A paper titled “Conflict and Climate: Drivers of Fire Activity in Syria in the Twenty-First Century”, led by GEOG Post-Doctoral Associate Dr. Maria Zubkova and Professor Dr. Louis Giglio, has been published in Earth Interactions. Here is the abstract of the paper:

It has been 10 years since the start of the Syrian uprisings. While relative stability is improving overall, a new disaster, wildfires, impacted already food-insecure population by burning through key production areas damaging crops, soil, livestock, and deteriorating air quality.

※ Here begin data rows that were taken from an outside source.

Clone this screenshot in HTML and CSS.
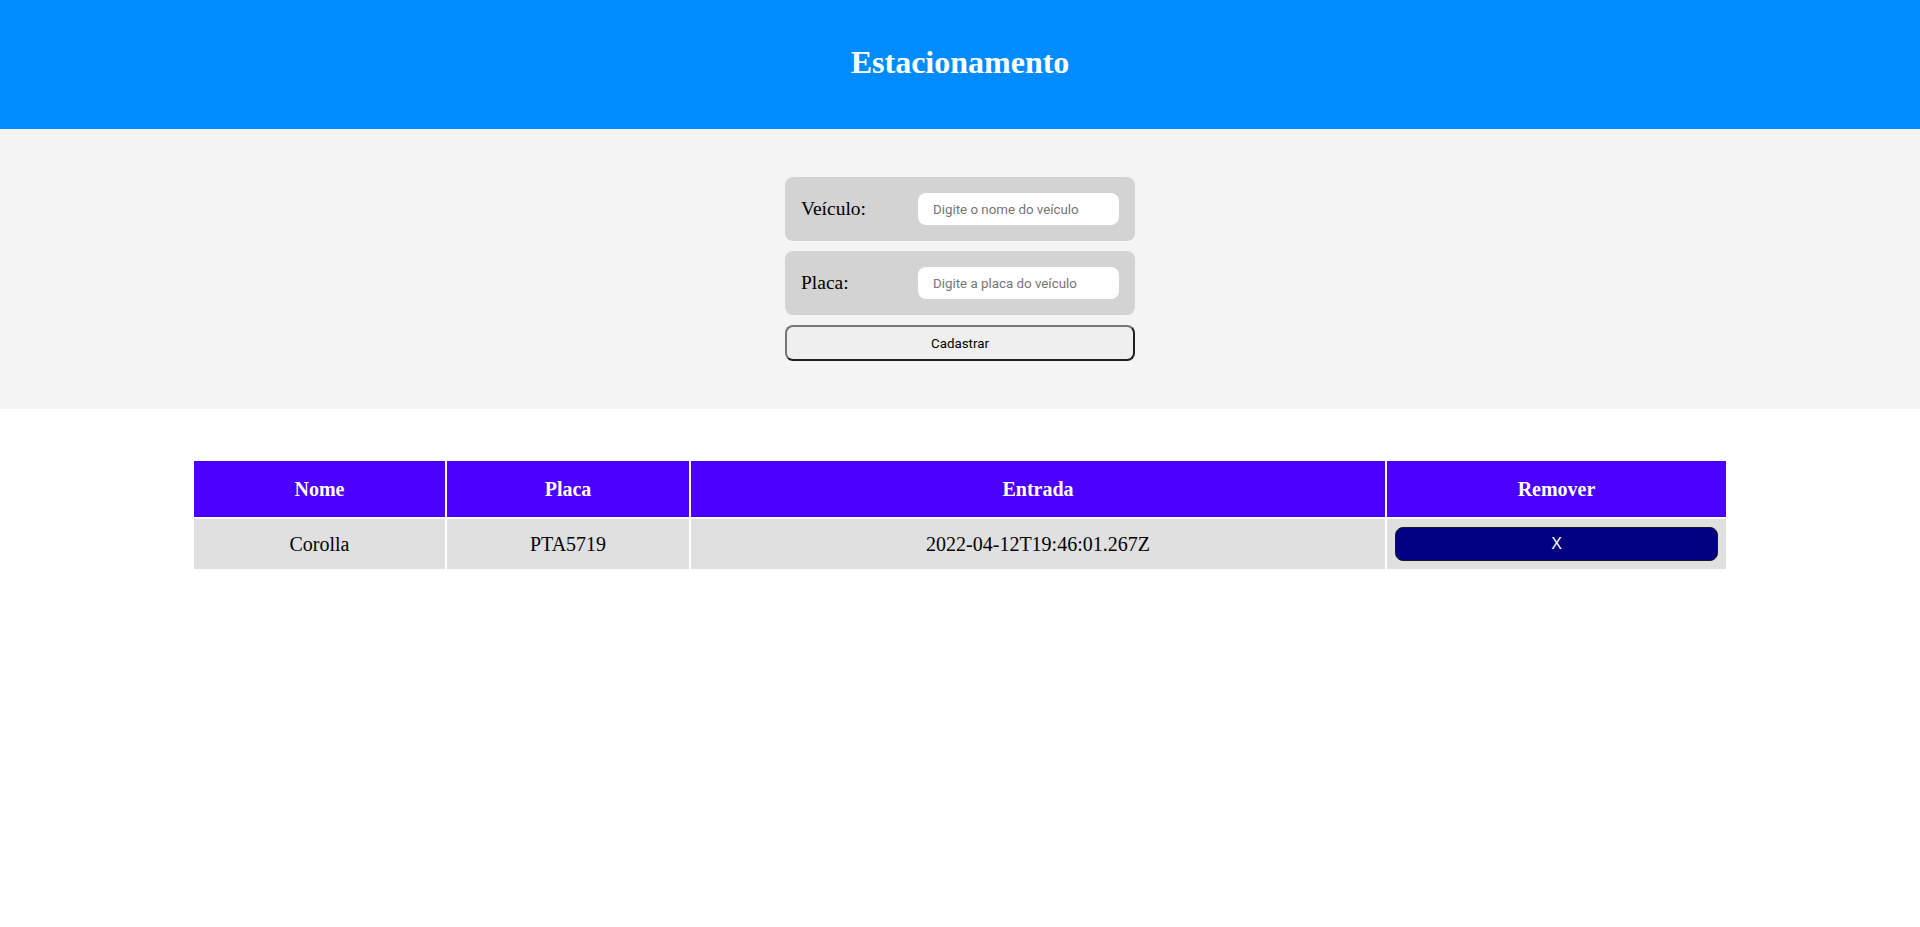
FILE: index.html
```html
<!DOCTYPE html>
<html lang="pt-BR">
<head>
<meta charset="utf-8">
<title>Estacionamento</title>
<link rel="stylesheet" href="styles.css">
</head>
<body>
<header class="topbar">
  <h1 class="title">Estacionamento</h1>
</header>
<section class="form-area">
  <form class="form">
    <div class="field">
      <label class="field-label" for="veiculo">Veículo:</label>
      <input class="field-input" id="veiculo" type="text" placeholder="Digite o nome do veículo">
    </div>
    <div class="field">
      <label class="field-label" for="placa">Placa:</label>
      <input class="field-input" id="placa" type="text" placeholder="Digite a placa do veículo">
    </div>
    <button class="submit" type="button">Cadastrar</button>
  </form>
</section>
<table class="garage">
  <colgroup>
    <col class="c-nome">
    <col class="c-placa">
    <col class="c-entrada">
    <col class="c-remover">
  </colgroup>
  <thead>
    <tr>
      <th>Nome</th>
      <th>Placa</th>
      <th>Entrada</th>
      <th>Remover</th>
    </tr>
  </thead>
  <tbody>
    <tr>
      <td>Corolla</td>
      <td>PTA5719</td>
      <td>2022-04-12T19:46:01.267Z</td>
      <td><button class="remove" type="button">X</button></td>
    </tr>
  </tbody>
</table>
</body>
</html>
```
FILE: styles.css
```css
html, body {
  margin: 0;
  padding: 0;
  background: #ffffff;
  font-family: "Liberation Serif", "Times New Roman", serif;
}

.topbar {
  height: 129px;
  background: #008cff;
  display: flex;
  align-items: center;
  justify-content: center;
}

.title {
  margin: 0 0 4px 0;
  color: #ffffff;
  font-size: 32px;
  font-weight: bold;
}

.form-area {
  background: #f4f4f4;
  padding: 48px 0;
  display: flex;
  justify-content: center;
}

.form {
  width: 350px;
  display: flex;
  flex-direction: column;
  gap: 10px;
}

.field {
  height: 64px;
  box-sizing: border-box;
  background: #d3d3d3;
  border-radius: 8px;
  padding: 16px;
  display: flex;
  align-items: center;
  justify-content: space-between;
}

.field-label {
  font-size: 19.5px;
  color: #000000;
}

.field-input {
  width: 201px;
  height: 32px;
  box-sizing: border-box;
  border: none;
  border-radius: 8px;
  background: #ffffff;
  padding: 0 15px;
  font-family: Roboto, "Liberation Sans", Arial, sans-serif;
  font-size: 13.333px;
  outline: none;
}

.field-input::placeholder {
  color: #757575;
}

.submit {
  height: 36px;
  box-sizing: border-box;
  background: #efefef;
  border: 2px solid;
  border-color: #767676 #1f1f1f #1f1f1f #767676;
  border-radius: 8px;
  font-family: Roboto, "Liberation Sans", Arial, sans-serif;
  font-size: 13.333px;
  color: #000000;
  padding: 0;
}

.garage {
  width: 1536px;
  margin: 50px auto 0 auto;
  border-spacing: 2px;
  table-layout: fixed;
  font-size: 20px;
  line-height: 24px;
}

.c-nome { width: 251px; }
.c-placa { width: 242px; }
.c-entrada { width: 694px; }
.c-remover { width: 339px; }

.garage th {
  background: #4b00ff;
  color: #ffffff;
  font-weight: bold;
  padding: 16px 0;
  text-align: center;
}

.garage td {
  background: #e0e0e0;
  color: #000000;
  padding: 8px 0;
  text-align: center;
}

.remove {
  width: 95%;
  height: 34px;
  box-sizing: border-box;
  background: #000080;
  color: #ffffff;
  border: 1px solid #1a1a1a;
  border-radius: 8px;
  font-family: "Liberation Sans", Arial, sans-serif;
  font-size: 16px;
  padding: 0;
  display: block;
  margin: 0 auto;
}
```
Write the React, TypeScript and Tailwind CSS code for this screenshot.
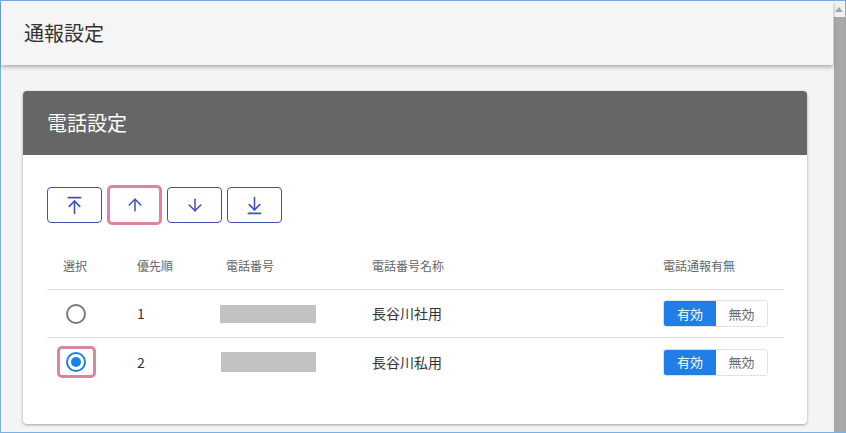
import { ArrowUp, ArrowDown, ArrowUpToLine, ArrowDownToLine } from "lucide-react";

const font = { fontFamily: '"Noto Sans CJK JP", "Noto Sans", sans-serif' };

type Row = { no: number; name: string; selected: boolean; barClass: string };

const rows: Row[] = [
  { no: 1, name: "長谷川社用", selected: false, barClass: "ml-[7px] h-[18px] w-[96px]" },
  { no: 2, name: "長谷川私用", selected: true, barClass: "ml-[8px] h-[20px] w-[95px]" },
];

function Radio({ checked }: { checked: boolean }) {
  if (checked) {
    return (
      <div className="relative flex h-[20px] w-[20px] items-center justify-center">
        <div className="absolute -left-[9px] -top-[6px] h-[32px] w-[39px] rounded-[5px] border-[3px] border-[#d9869e]" />
        <div className="flex h-[20px] w-[20px] items-center justify-center rounded-full border-2 border-[#1e7fe8]">
          <div className="h-[10px] w-[10px] rounded-full bg-[#1e7fe8]" />
        </div>
      </div>
    );
  }
  return <div className="h-[20px] w-[20px] rounded-full border-2 border-[#7a7a7a]" />;
}

function Toggle() {
  return (
    <div className="flex h-[27px] w-[105px] overflow-hidden rounded-[3px] border border-[#e2e2e2] text-[13px]">
      <div className="flex w-[52px] items-center justify-center bg-[#1e7fe8] text-white">有効</div>
      <div className="flex flex-1 items-center justify-center bg-white text-[#6b6b6b]">無効</div>
    </div>
  );
}

export default function App() {
  const btn = "flex h-[36px] w-[55px] items-center justify-center rounded-[4px] border border-[#3f51b5] bg-white text-[#3f51b5]";
  return (
    <div className="flex h-[433px] w-[846px] border border-[#7aaee6] bg-[#f4f4f4]" style={font}>
      <div className="flex w-[832px] flex-col">
        <header className="relative z-10 flex h-[64px] shrink-0 items-center bg-[#f5f5f5] pl-[23px] text-[20px] text-[#333] shadow-[0_2px_4px_rgba(0,0,0,0.3)]">
          通報設定
        </header>

        <section className="ml-[22px] mt-[26px] w-[784px] overflow-hidden rounded-[4px] bg-white shadow-[0_1px_3px_rgba(0,0,0,0.35)]">
          <div className="flex h-[64px] items-center bg-[#666666] pl-[24px] text-[20px] text-white">電話設定</div>

          <div className="px-[24px] pb-[38px] pt-[30px]">
            <div className="flex items-center gap-[5px]">
              <button className={btn}>
                <ArrowUpToLine size={21} strokeWidth={1.8} />
              </button>
              <button className="flex h-[40px] w-[55px] items-center justify-center rounded-[5px] border-[3px] border-[#d9869e] bg-white text-[#3f51b5]">
                <ArrowUp size={20} strokeWidth={1.8} />
              </button>
              <button className={btn}>
                <ArrowDown size={20} strokeWidth={1.8} />
              </button>
              <button className={btn}>
                <ArrowDownToLine size={21} strokeWidth={1.8} />
              </button>
            </div>

            <div className="mt-[17px] w-[737px]">
              <div className="flex h-[48px] items-center border-b border-[#e0e0e0] text-[12px] text-[#666]">
                <div className="w-[56px] text-center">選択</div>
                <div className="w-[110px] pl-[34px]">優先順</div>
                <div className="w-[143px] pl-[13px]">電話番号</div>
                <div className="w-[291px] pl-[16px]">電話番号名称</div>
                <div className="flex-1 pl-[16px]">電話通報有無</div>
              </div>
              {rows.map((r, i) => (
                <div
                  key={r.no}
                  className={`flex h-[48px] items-center text-[14px] text-[#333] ${i === 0 ? "border-b border-[#e0e0e0]" : ""}`}
                >
                  <div className="flex w-[56px] justify-center pl-[1px]">
                    <Radio checked={r.selected} />
                  </div>
                  <div className="w-[110px] pl-[34px]">{r.no}</div>
                  <div className="w-[143px]">
                    <div className={`${r.barClass} bg-[#c2c2c2]`} />
                  </div>
                  <div className="w-[291px] pl-[16px]">{r.name}</div>
                  <div className="flex-1 pl-[16px]">
                    <Toggle />
                  </div>
                </div>
              ))}
            </div>
          </div>
        </section>
      </div>

      <div className="flex w-[12px] flex-col bg-[#f1f1f1]">
        <div className="flex h-[16px] items-center justify-center">
          <div className="h-0 w-0 border-x-[4px] border-b-[5px] border-x-transparent border-b-[#a3a3a3]" />
        </div>
        <div className="ml-[1px] flex-1 bg-[#a8a8a8]" />
      </div>
    </div>
  );
}
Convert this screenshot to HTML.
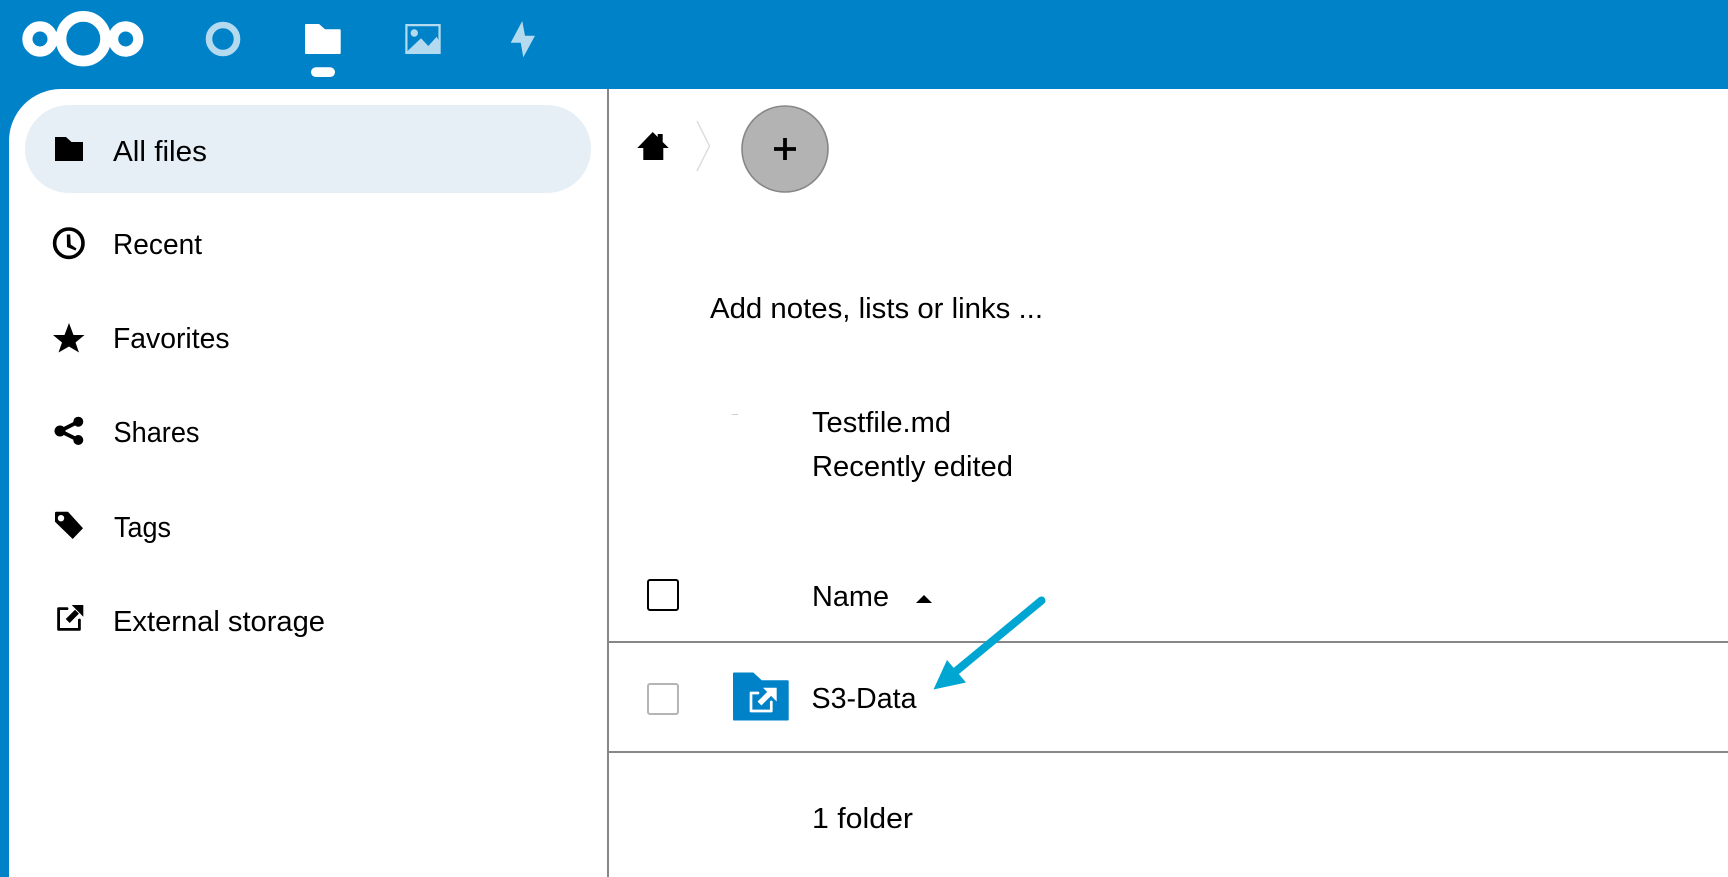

Based on remotely sensed data, fire affected 4.8% of Syria in 2019, compared to the average 0.2%, and most fires were observed within agricultural land in the northeast. Abnormal amounts of rainfall during the 2019 growing season and, consequently, high soil moisture explained about 62% of the drastic increase in the burned area extent. In contrast, in 2020, fires continued despite the average amount of rainfall. Extremely high temperature could partially explain a 10-fold increase in the extent of burned area in 2020 but only within  forested regions in the northwest. We argue that the abrupt changes in Syria’s fire activity were driven by the complex interaction between conflict, migration, land use, and climate. From one side, the ongoing conflict leads to a drastic increase in the number of accidental and deliberate fires and reduced capacity for fire response. On another side, years of insecurity, widespread displacement, and economic instability left no choice for locals other than exploiting fires to remove natural vegetation for expanding farming, logging, and charcoal trading. The loss of agricultural production and natural vegetation due to fire can have serious implications for food security, soil property, biodiversity, and ecosystem services, which can further exacerbate the already unstable economy and make ongoing violence even more intense.